DO NOT subtract the boot paid amount from the cash received
Ignore the boot paid amount from the mortgage completely
What is an Involuntary Conversion?
- Occurs when you receive money for a property (destruction, theft) involuntarily converted
- Nonrecognition treatment is given to gains realized
- Rationale that taxpayer reinvest of the proceeds
What are the requirements for exclusion of gain on a primary residence?
Must live there 2 out of 5 years
What is a Wash Sale?
30 Day rule applies
Disallowed loss adds to basis of new stock
New stock takes on date of acquisition of old stock
Who is considered a related party in a property transaction?

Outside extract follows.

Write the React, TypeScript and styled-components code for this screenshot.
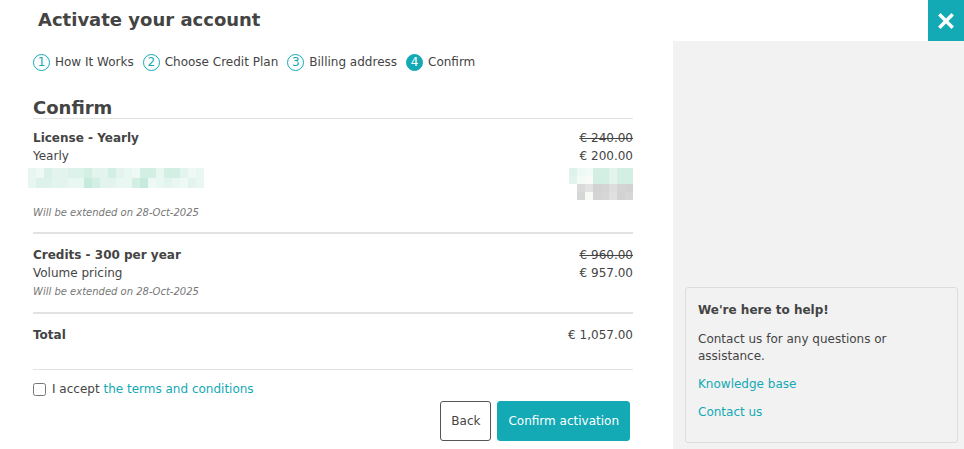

- Ancestors; siblings; spouse; descendants;
- Corporation or Partnership where you’re a 50% shareholder
- In-laws are NOT related parties.
How are capital losses taken in a corporation?
Capital losses only offset capital gains
Carryback 3 years - if you elect NOT to carryback; you lost the option in the future
Carry forward 5 years - only as STCL
What assets are NOT capital assets?
Inventory; Business interest; Accounts Receivable; Covenant not to compete
Goodwill IS a capital asset
What are the steps in applying a capital gain or loss?
Net all STCG and STCL
Net all LTCG and LTCL
Add together
Deduct $3;000
How much ordinary income can be offset by an INDIVIDUAL’s capital losses?
$3;000 per year.
Unused is carried forward and taken $3;000 each year.
No carryback is allowed.
Which property is governed by section 1231?

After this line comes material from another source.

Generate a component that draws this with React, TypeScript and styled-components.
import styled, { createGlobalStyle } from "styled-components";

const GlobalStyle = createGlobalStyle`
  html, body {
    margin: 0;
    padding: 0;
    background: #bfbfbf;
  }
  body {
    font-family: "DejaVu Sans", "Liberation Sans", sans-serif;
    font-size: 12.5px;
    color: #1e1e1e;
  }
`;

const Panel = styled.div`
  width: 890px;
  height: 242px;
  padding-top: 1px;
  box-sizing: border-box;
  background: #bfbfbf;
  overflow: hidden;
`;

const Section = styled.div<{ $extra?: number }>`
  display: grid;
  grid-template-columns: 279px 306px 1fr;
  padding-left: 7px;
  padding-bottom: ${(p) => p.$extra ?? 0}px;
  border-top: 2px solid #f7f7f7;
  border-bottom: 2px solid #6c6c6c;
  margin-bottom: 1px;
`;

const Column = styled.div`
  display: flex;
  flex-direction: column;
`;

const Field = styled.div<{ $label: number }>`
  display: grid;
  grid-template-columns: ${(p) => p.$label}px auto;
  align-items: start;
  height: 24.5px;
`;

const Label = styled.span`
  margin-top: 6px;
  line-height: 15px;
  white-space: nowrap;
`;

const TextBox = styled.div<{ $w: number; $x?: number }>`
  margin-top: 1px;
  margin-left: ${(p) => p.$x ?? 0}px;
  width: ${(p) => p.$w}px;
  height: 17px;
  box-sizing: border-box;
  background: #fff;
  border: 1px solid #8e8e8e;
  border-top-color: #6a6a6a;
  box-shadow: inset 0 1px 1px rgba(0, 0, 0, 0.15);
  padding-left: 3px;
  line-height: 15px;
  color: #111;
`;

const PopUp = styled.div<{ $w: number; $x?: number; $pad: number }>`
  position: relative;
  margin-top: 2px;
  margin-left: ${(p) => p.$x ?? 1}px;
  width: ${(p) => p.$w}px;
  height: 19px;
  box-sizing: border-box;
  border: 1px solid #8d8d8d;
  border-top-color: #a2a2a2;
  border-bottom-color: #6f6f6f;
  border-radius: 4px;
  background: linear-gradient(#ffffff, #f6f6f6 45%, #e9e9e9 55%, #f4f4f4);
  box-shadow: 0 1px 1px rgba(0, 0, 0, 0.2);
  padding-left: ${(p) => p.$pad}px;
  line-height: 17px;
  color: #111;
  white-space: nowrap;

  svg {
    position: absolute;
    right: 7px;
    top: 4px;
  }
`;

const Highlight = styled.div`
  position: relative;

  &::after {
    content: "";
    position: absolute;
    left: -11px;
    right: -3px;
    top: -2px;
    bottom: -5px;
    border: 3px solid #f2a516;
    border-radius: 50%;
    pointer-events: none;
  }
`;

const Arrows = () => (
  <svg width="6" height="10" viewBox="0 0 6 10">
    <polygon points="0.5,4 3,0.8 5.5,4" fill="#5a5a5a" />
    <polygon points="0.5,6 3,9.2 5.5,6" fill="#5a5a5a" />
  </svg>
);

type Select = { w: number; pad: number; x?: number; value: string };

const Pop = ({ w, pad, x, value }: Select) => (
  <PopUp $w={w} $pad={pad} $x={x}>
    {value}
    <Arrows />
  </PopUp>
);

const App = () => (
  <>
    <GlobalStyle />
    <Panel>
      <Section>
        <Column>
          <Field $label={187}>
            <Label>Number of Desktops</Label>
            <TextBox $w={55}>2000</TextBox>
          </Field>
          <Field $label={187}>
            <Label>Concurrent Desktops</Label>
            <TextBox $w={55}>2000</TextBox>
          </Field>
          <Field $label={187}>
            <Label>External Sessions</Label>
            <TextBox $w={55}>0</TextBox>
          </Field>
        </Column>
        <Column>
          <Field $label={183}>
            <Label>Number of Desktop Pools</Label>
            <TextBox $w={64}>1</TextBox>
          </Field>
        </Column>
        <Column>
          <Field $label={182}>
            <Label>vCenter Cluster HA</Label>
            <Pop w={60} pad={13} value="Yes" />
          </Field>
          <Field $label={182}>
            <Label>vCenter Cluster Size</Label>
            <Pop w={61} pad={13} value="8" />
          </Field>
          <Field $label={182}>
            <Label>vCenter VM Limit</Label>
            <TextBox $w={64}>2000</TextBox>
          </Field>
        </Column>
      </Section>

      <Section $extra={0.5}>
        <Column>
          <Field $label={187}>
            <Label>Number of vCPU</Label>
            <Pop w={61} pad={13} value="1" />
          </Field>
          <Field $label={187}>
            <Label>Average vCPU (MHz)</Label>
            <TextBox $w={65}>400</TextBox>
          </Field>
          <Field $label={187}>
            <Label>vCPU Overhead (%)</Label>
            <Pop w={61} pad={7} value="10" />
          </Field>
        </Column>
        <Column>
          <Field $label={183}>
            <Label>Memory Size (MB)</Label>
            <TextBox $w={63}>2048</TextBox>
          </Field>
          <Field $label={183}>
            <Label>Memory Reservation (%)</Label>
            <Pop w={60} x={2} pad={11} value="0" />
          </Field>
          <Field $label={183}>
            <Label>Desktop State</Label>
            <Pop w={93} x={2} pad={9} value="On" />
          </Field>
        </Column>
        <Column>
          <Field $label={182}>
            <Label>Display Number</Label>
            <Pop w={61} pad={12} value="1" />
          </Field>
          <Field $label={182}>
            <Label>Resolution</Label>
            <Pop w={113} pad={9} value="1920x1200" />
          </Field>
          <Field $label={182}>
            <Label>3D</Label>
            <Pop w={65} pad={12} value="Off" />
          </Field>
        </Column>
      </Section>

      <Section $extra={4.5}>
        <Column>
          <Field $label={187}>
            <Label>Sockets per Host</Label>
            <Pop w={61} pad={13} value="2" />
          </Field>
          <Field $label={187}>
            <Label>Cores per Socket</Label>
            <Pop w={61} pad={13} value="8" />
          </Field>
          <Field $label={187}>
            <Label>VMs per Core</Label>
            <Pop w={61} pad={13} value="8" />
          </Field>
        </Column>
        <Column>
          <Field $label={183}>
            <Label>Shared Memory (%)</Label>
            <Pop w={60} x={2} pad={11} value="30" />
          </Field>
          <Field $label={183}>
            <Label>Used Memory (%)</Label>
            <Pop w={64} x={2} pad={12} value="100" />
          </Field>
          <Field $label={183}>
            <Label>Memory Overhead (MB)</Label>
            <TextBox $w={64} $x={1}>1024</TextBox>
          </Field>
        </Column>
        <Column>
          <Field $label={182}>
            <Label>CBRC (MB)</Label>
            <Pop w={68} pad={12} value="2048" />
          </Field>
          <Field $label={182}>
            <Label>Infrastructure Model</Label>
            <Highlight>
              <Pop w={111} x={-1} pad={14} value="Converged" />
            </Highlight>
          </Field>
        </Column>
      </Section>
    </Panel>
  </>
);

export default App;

Real or Personal Business Property held more than a year
Inventory is never 1231 Property
How are section 1231 Gains handled?
- Net Gain = Combine with other 1231 Gains
- If 1231 Gains exceed losses; treat at LTCG
How is section 1245 Depreciation Recapture handled?
- To the extent of depreciation
- Treat as ordinary gain
- Remainder is 1231 gain; which is LTCG
- There are no 1245 Losses
What property qualifies for section 1250 treatment?

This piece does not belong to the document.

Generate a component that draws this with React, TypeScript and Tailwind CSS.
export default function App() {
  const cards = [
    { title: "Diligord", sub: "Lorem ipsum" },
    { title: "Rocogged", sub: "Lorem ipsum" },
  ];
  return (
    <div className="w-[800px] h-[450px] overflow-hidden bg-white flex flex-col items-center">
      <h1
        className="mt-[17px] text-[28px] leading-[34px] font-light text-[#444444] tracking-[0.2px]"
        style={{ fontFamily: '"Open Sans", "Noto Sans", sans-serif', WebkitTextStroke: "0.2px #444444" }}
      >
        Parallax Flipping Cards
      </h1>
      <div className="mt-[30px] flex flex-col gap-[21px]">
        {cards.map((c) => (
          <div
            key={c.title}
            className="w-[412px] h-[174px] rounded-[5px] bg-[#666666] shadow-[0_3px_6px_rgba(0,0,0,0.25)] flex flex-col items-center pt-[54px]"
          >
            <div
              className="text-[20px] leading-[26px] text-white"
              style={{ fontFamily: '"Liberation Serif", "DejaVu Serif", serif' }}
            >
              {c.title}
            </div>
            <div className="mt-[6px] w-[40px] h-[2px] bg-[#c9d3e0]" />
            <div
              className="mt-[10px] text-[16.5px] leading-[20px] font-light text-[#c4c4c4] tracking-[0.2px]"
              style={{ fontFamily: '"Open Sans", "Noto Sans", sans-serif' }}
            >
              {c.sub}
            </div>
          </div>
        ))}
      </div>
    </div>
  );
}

1250 property is Real Estate that is not 1231 Property
When are 1231; 1245 and 1250 G/L always ordinary?
When the asset is held less than one year.
What is (are) the depreciation convention(s) for personal property?
Mid-year & Mid-quarter
When is the mid-quarter convention used?
For depreciation when 40% or more of all purchases occur in 4th quarter.
What depreciation convention is used for real property?
Mid-month
What depreciation life and convention are used for leasehold improvements?
15 year straight line (S/L)
What ratio is applied to principle payments in an installment sale to determine the gain in a given year?
Gross Profit / Contract Price
What is the contract price in an installment sale for income tax purposes?
Contract Price =
Sales Price
- Liability assumed by buyer
What is the difference between Real Property & Personal Property?
- Real: Land & Building
- Personal: Machinery, Equipment & Auto
What are Non-Capital Assets?
- Property included in inventory or Held For Sale in ordinary course of business
- Depreciable Personal Property & Real Estate in Trade/Business [sec1231,etc]
- A/R & N/R
- Artists works- held by original artist
What is the recipient or donee’s basis on gifted property Sold at a loss?
- Use lesser of donor’s basis or FMV at time of distribution
What is the recipient or donee’s basis on gifted property Sold in between donor’s basis and FMV?
- No gain or loss
What is the General Rule for Property received as Gifts Cost Basis?
- Retains the Rollover cost Basis as the donor’s at time of gift
- Increased by any gift tax paid attributable to Net Appreciation
What is the Exception of Gifted Property Basis?
- If FMV at the date of gift is lower then Rollover cost basis
- Then the Donee’s Basis depends on future selling price of the asset
What is the Holding Period for Gifts?
- The recipient normally assumes the Donor’s Holding Period
What is the Holding Period of inherited property?
- Long Term CG property regardless of how long it is held by the recipient.
For Inherited Property if the Alt. Valuation date is elected then valued using FMV at the Earlier Of:
- Distribution date of Asset
OR - Alternate Valuation: Earlier of 6 months of distribution
What items are included in GAIN not included on the Tax Return?’?
- Homeowners Exclusion
- Involuntary Conversion
- Divorce Property Settlement
- Exchange of Like Kind (Bus)
- Installment Sale
- Treasury Capital & Stock
‘HIDE IT’
What items are included in LOSS not included on the Tax Return?’?
- Wash Sale Losses
- Related Party Losses
- And
- Personal Losses
‘WRaP’
How are losses treated for a Primary Residence?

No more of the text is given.